:: Exercise brief ::
Repeat every entry word for word, skipping the pictures.

-- start of Information given --

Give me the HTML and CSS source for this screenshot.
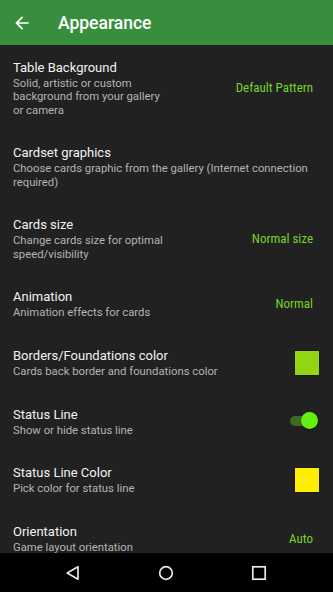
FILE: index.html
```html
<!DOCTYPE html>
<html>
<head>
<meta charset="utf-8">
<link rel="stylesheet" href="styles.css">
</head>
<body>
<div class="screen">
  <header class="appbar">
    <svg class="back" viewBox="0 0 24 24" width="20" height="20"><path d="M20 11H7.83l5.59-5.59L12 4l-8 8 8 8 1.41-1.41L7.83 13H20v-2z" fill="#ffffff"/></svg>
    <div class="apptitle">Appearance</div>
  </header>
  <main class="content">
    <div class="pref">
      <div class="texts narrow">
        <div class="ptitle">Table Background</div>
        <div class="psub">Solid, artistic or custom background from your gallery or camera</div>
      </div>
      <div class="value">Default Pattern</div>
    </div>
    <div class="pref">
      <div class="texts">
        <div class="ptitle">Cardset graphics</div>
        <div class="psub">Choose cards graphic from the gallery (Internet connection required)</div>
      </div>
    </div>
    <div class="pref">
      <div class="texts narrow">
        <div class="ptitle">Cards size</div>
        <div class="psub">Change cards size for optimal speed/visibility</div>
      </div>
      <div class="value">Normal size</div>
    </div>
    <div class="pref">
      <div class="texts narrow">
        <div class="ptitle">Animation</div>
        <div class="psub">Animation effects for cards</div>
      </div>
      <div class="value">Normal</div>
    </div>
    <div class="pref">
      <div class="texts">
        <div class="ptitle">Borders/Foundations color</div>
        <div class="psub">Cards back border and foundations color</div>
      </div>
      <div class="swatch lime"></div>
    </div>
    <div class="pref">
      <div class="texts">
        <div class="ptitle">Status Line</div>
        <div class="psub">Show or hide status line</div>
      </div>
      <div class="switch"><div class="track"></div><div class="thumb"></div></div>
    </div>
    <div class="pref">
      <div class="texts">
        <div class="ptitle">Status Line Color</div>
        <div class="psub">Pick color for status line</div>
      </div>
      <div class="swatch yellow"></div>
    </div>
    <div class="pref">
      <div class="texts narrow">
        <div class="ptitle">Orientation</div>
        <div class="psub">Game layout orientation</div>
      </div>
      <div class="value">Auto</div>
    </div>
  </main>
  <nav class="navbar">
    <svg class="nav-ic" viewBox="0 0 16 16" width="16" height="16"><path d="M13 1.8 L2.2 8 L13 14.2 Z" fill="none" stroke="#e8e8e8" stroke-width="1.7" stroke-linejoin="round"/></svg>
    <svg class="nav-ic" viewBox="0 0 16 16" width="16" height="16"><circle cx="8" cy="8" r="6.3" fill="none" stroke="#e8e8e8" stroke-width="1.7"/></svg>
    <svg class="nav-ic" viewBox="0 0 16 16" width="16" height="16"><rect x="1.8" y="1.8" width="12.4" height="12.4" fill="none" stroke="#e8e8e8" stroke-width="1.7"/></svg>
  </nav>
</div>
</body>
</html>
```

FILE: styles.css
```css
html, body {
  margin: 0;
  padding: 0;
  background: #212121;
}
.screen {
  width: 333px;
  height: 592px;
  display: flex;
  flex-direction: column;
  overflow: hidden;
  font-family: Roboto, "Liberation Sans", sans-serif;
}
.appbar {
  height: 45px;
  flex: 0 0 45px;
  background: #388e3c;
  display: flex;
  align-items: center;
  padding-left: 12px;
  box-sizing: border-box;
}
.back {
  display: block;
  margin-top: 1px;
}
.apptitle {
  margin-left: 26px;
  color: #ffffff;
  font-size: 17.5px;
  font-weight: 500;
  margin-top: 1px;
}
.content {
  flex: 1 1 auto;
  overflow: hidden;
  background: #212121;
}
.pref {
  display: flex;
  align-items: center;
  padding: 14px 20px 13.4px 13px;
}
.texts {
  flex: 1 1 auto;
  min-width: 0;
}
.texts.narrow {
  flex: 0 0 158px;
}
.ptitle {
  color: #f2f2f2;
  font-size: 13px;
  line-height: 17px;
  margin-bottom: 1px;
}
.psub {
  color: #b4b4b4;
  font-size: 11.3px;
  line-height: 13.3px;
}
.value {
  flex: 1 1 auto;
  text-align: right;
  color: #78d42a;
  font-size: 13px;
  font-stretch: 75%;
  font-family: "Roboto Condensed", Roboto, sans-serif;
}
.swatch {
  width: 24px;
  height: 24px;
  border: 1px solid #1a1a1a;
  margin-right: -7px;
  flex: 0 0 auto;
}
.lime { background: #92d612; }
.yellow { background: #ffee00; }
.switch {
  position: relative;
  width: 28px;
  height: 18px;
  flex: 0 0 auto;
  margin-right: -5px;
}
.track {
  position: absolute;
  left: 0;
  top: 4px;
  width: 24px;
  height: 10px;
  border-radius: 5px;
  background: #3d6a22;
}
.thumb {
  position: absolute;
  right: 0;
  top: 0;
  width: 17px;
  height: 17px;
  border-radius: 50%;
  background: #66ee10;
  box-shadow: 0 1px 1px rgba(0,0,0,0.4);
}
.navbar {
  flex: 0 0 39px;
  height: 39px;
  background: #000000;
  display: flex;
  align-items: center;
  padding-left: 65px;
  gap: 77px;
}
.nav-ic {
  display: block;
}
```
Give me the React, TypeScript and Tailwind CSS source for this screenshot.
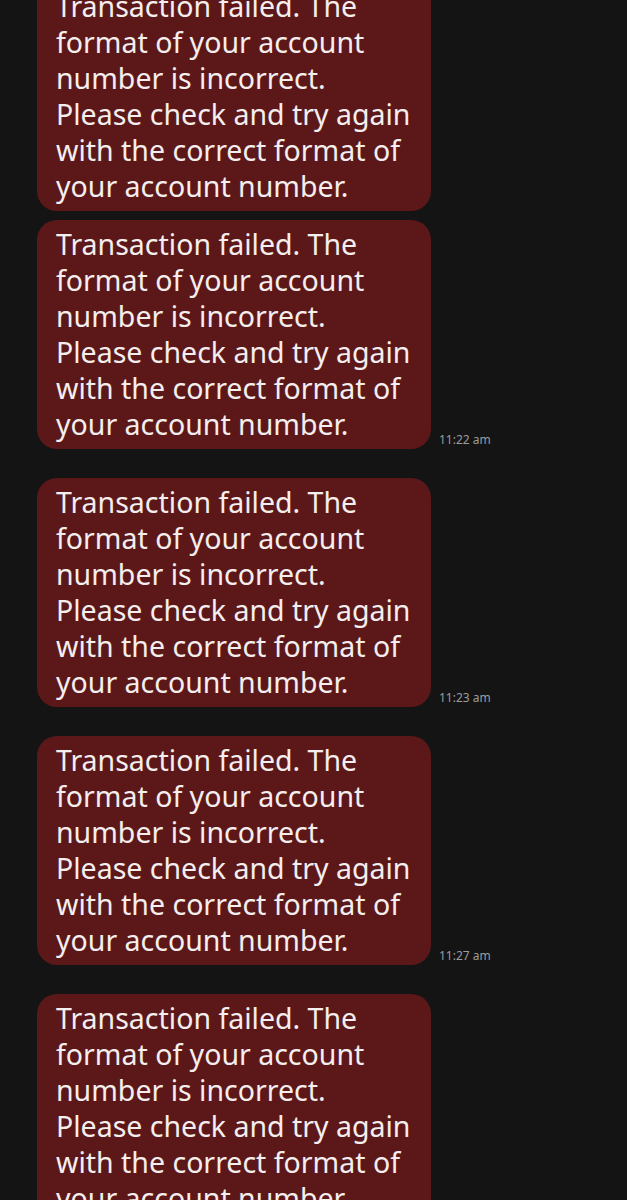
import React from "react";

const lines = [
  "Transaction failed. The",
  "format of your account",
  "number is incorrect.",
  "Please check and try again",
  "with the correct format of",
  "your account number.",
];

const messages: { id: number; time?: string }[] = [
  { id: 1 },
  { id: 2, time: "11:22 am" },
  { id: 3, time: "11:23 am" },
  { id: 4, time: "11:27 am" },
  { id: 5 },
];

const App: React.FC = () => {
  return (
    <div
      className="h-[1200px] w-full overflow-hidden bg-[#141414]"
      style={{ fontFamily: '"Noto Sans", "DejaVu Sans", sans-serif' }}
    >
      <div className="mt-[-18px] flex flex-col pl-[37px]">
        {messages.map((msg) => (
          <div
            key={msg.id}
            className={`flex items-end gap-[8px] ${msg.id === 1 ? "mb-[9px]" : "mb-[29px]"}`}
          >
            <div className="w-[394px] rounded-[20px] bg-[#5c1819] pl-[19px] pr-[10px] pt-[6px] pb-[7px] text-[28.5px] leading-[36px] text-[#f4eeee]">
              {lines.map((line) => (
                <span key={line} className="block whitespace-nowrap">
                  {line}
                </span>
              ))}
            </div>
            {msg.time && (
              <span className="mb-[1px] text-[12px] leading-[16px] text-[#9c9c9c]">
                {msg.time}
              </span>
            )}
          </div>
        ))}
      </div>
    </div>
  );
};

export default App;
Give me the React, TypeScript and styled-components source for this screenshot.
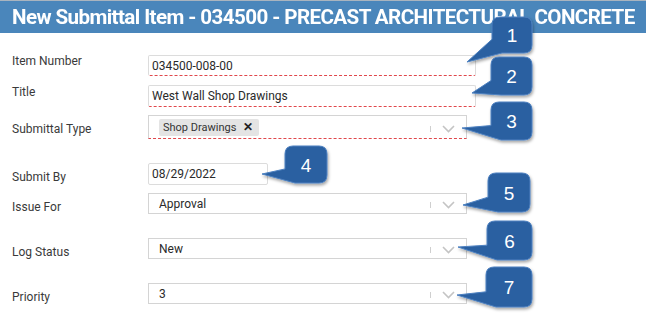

-- end of Information given --

:: Answer to the problem ::
Give me the HTML and CSS source for this screenshot.
FILE: index.html
```html
<!DOCTYPE html>
<html>
<head>
<meta charset="utf-8">
<link rel="stylesheet" href="styles.css">
</head>
<body>
<div class="screen">
  <header class="appbar">
    <svg class="back" viewBox="0 0 24 24" width="20" height="20"><path d="M20 11H7.83l5.59-5.59L12 4l-8 8 8 8 1.41-1.41L7.83 13H20v-2z" fill="#ffffff"/></svg>
    <div class="apptitle">Appearance</div>
  </header>
  <main class="content">
    <div class="pref">
      <div class="texts narrow">
        <div class="ptitle">Table Background</div>
        <div class="psub">Solid, artistic or custom background from your gallery or camera</div>
      </div>
      <div class="value">Default Pattern</div>
    </div>
    <div class="pref">
      <div class="texts">
        <div class="ptitle">Cardset graphics</div>
        <div class="psub">Choose cards graphic from the gallery (Internet connection required)</div>
      </div>
    </div>
    <div class="pref">
      <div class="texts narrow">
        <div class="ptitle">Cards size</div>
        <div class="psub">Change cards size for optimal speed/visibility</div>
      </div>
      <div class="value">Normal size</div>
    </div>
    <div class="pref">
      <div class="texts narrow">
        <div class="ptitle">Animation</div>
        <div class="psub">Animation effects for cards</div>
      </div>
      <div class="value">Normal</div>
    </div>
    <div class="pref">
      <div class="texts">
        <div class="ptitle">Borders/Foundations color</div>
        <div class="psub">Cards back border and foundations color</div>
      </div>
      <div class="swatch lime"></div>
    </div>
    <div class="pref">
      <div class="texts">
        <div class="ptitle">Status Line</div>
        <div class="psub">Show or hide status line</div>
      </div>
      <div class="switch"><div class="track"></div><div class="thumb"></div></div>
    </div>
    <div class="pref">
      <div class="texts">
        <div class="ptitle">Status Line Color</div>
        <div class="psub">Pick color for status line</div>
      </div>
      <div class="swatch yellow"></div>
    </div>
    <div class="pref">
      <div class="texts narrow">
        <div class="ptitle">Orientation</div>
        <div class="psub">Game layout orientation</div>
      </div>
      <div class="value">Auto</div>
    </div>
  </main>
  <nav class="navbar">
    <svg class="nav-ic" viewBox="0 0 16 16" width="16" height="16"><path d="M13 1.8 L2.2 8 L13 14.2 Z" fill="none" stroke="#e8e8e8" stroke-width="1.7" stroke-linejoin="round"/></svg>
    <svg class="nav-ic" viewBox="0 0 16 16" width="16" height="16"><circle cx="8" cy="8" r="6.3" fill="none" stroke="#e8e8e8" stroke-width="1.7"/></svg>
    <svg class="nav-ic" viewBox="0 0 16 16" width="16" height="16"><rect x="1.8" y="1.8" width="12.4" height="12.4" fill="none" stroke="#e8e8e8" stroke-width="1.7"/></svg>
  </nav>
</div>
</body>
</html>
```

FILE: styles.css
```css
html, body {
  margin: 0;
  padding: 0;
  background: #212121;
}
.screen {
  width: 333px;
  height: 592px;
  display: flex;
  flex-direction: column;
  overflow: hidden;
  font-family: Roboto, "Liberation Sans", sans-serif;
}
.appbar {
  height: 45px;
  flex: 0 0 45px;
  background: #388e3c;
  display: flex;
  align-items: center;
  padding-left: 12px;
  box-sizing: border-box;
}
.back {
  display: block;
  margin-top: 1px;
}
.apptitle {
  margin-left: 26px;
  color: #ffffff;
  font-size: 17.5px;
  font-weight: 500;
  margin-top: 1px;
}
.content {
  flex: 1 1 auto;
  overflow: hidden;
  background: #212121;
}
.pref {
  display: flex;
  align-items: center;
  padding: 14px 20px 13.4px 13px;
}
.texts {
  flex: 1 1 auto;
  min-width: 0;
}
.texts.narrow {
  flex: 0 0 158px;
}
.ptitle {
  color: #f2f2f2;
  font-size: 13px;
  line-height: 17px;
  margin-bottom: 1px;
}
.psub {
  color: #b4b4b4;
  font-size: 11.3px;
  line-height: 13.3px;
}
.value {
  flex: 1 1 auto;
  text-align: right;
  color: #78d42a;
  font-size: 13px;
  font-stretch: 75%;
  font-family: "Roboto Condensed", Roboto, sans-serif;
}
.swatch {
  width: 24px;
  height: 24px;
  border: 1px solid #1a1a1a;
  margin-right: -7px;
  flex: 0 0 auto;
}
.lime { background: #92d612; }
.yellow { background: #ffee00; }
.switch {
  position: relative;
  width: 28px;
  height: 18px;
  flex: 0 0 auto;
  margin-right: -5px;
}
.track {
  position: absolute;
  left: 0;
  top: 4px;
  width: 24px;
  height: 10px;
  border-radius: 5px;
  background: #3d6a22;
}
.thumb {
  position: absolute;
  right: 0;
  top: 0;
  width: 17px;
  height: 17px;
  border-radius: 50%;
  background: #66ee10;
  box-shadow: 0 1px 1px rgba(0,0,0,0.4);
}
.navbar {
  flex: 0 0 39px;
  height: 39px;
  background: #000000;
  display: flex;
  align-items: center;
  padding-left: 65px;
  gap: 77px;
}
.nav-ic {
  display: block;
}
```
Give me the React, TypeScript and Tailwind CSS source for this screenshot.
import React from "react";

const lines = [
  "Transaction failed. The",
  "format of your account",
  "number is incorrect.",
  "Please check and try again",
  "with the correct format of",
  "your account number.",
];

const messages: { id: number; time?: string }[] = [
  { id: 1 },
  { id: 2, time: "11:22 am" },
  { id: 3, time: "11:23 am" },
  { id: 4, time: "11:27 am" },
  { id: 5 },
];

const App: React.FC = () => {
  return (
    <div
      className="h-[1200px] w-full overflow-hidden bg-[#141414]"
      style={{ fontFamily: '"Noto Sans", "DejaVu Sans", sans-serif' }}
    >
      <div className="mt-[-18px] flex flex-col pl-[37px]">
        {messages.map((msg) => (
          <div
            key={msg.id}
            className={`flex items-end gap-[8px] ${msg.id === 1 ? "mb-[9px]" : "mb-[29px]"}`}
          >
            <div className="w-[394px] rounded-[20px] bg-[#5c1819] pl-[19px] pr-[10px] pt-[6px] pb-[7px] text-[28.5px] leading-[36px] text-[#f4eeee]">
              {lines.map((line) => (
                <span key={line} className="block whitespace-nowrap">
                  {line}
                </span>
              ))}
            </div>
            {msg.time && (
              <span className="mb-[1px] text-[12px] leading-[16px] text-[#9c9c9c]">
                {msg.time}
              </span>
            )}
          </div>
        ))}
      </div>
    </div>
  );
};

export default App;
Give me the React, TypeScript and styled-components source for this screenshot.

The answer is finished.